Eden Rauch, a senior in the nutritional sciences, has been doing research under the direction of Professor Peter Nathanielsz at the Laboratory for Pregnancy and Newborn Research in the College of Veterinary Medicine. Charles Harrington/University Photography
Eden Rauch sees her undergraduate research experience at Cornell as a passport to the future.
Rauch has been working with world-renowned Cornell veterinary reproductive physiologist Peter Nathanielsz at the Laboratory for Pregnancy and Newborn Research in the College of Veterinary Medicine since she was a freshman. Now, as a senior in the Division of Nutritional Sciences in the College of Human Ecology, she sees her research on pregnancy as a preview for a medical career.
Simply by asking her biology professor during her freshman year where she could do research if she were interested in pregnancy issues, Rauch was able to gain a position in the lab working on intrauterine growth retardation in the late gestation ovine fetuses. Rauch is studying the endocrine effects of depriving the fetus of oxygen and the resulting birth defects. And the Somerville, N.J., native plans to write an honors thesis on her research. Such research may add insight to the treatment and prevention of intrauterine growth restriction, she says, a condition that can have drastic effects on an individual.
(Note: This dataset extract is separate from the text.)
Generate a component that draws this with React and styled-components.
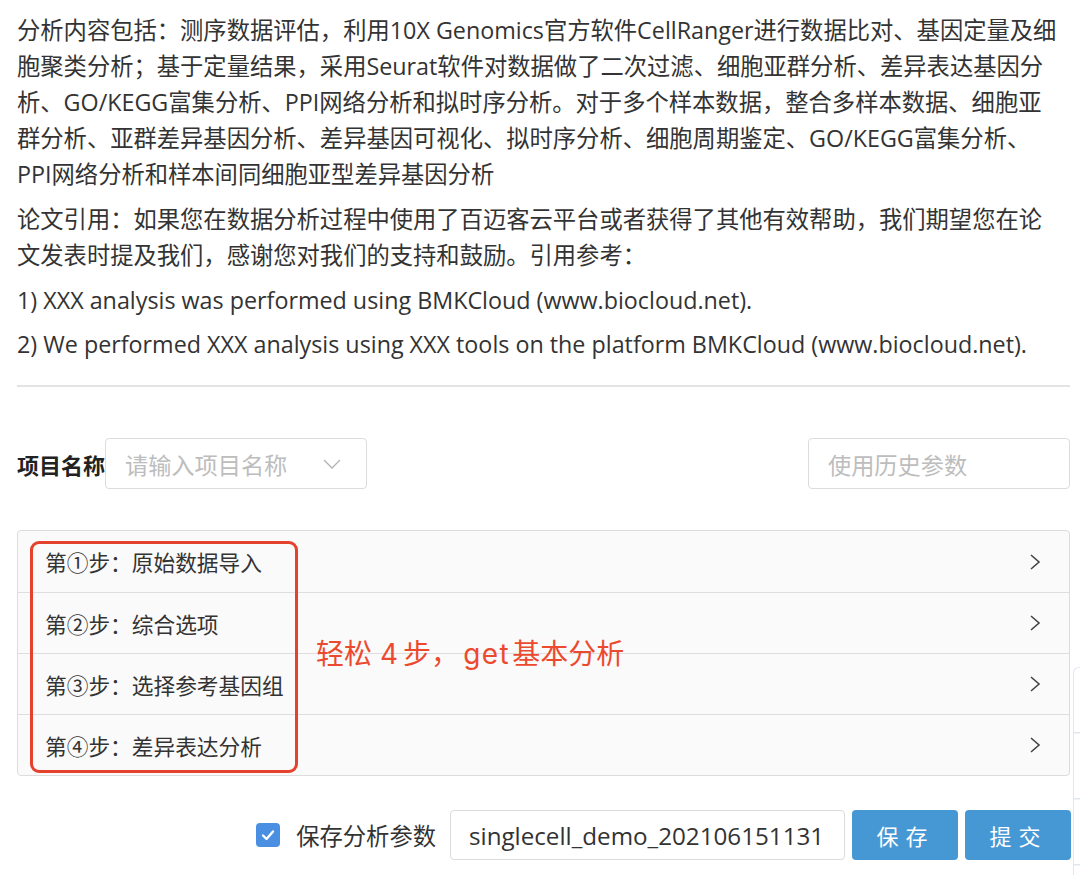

This summer, Rauch was one of 60 Hughes Undergraduate Research Scholars at Cornell, a selective national program sponsored by the Howard Hughes Foundation. Hughes Scholars are selected by the Cornell Division of Biological Sciences on the basis of a student's commitment to research, academic performance, recommendation letters, laboratory sponsor/mentor, a personal statement and an interview. Students who become Hughes Scholars receive $2,500 stipends to cover summer expenses for conducting full-time summer research.
"The program is wonderful because, through bi-weekly seminars and faculty presentations, it has opened my eyes to other fabulous research going on on campus," Rauch said.
With Nathanielsz, the James Law Professor of Reproductive Physiology, as her faculty sponsor and Margaret Ramsay, visiting professor and a practicing British obstetrician, as her mentor, Rauch used the stipend to make headway on her honors thesis research. "I am just getting results now. I really hope to produce something that will be meaningful to the progress of science," she said.
Rauch's medical school applications will be replete examples of her research experience. In addition to her work for academic credit in the veterinary school, last summer Rauch did clinical research in reproductive endocrinology at the Center for Reproductive Medicine and Infertility at Cornell Medical School/New York Hospital. She was an assistant at the In Vitro-Fertilization Center of New Jersey in high school. And in thinking about her career path, Rauch is not overlooking her interest in nutrition.
"Many doctors are not adequately trained in nutrition. Nutrients may have a lot to do with the treatment and prevention of disease and it is important and fascinating to see that connection," she said.
Rauch's life is not filled only by research, though. She is a member of Kappa Omicron Nu National Honor Society and the Golden Key National Honor Society, and she has managed to balance making the dean's list with sorority life and volunteering with the One-to-One Outreach Program a big-brother, big-sister-type program sponsored by the Ithaca Youth Bureau.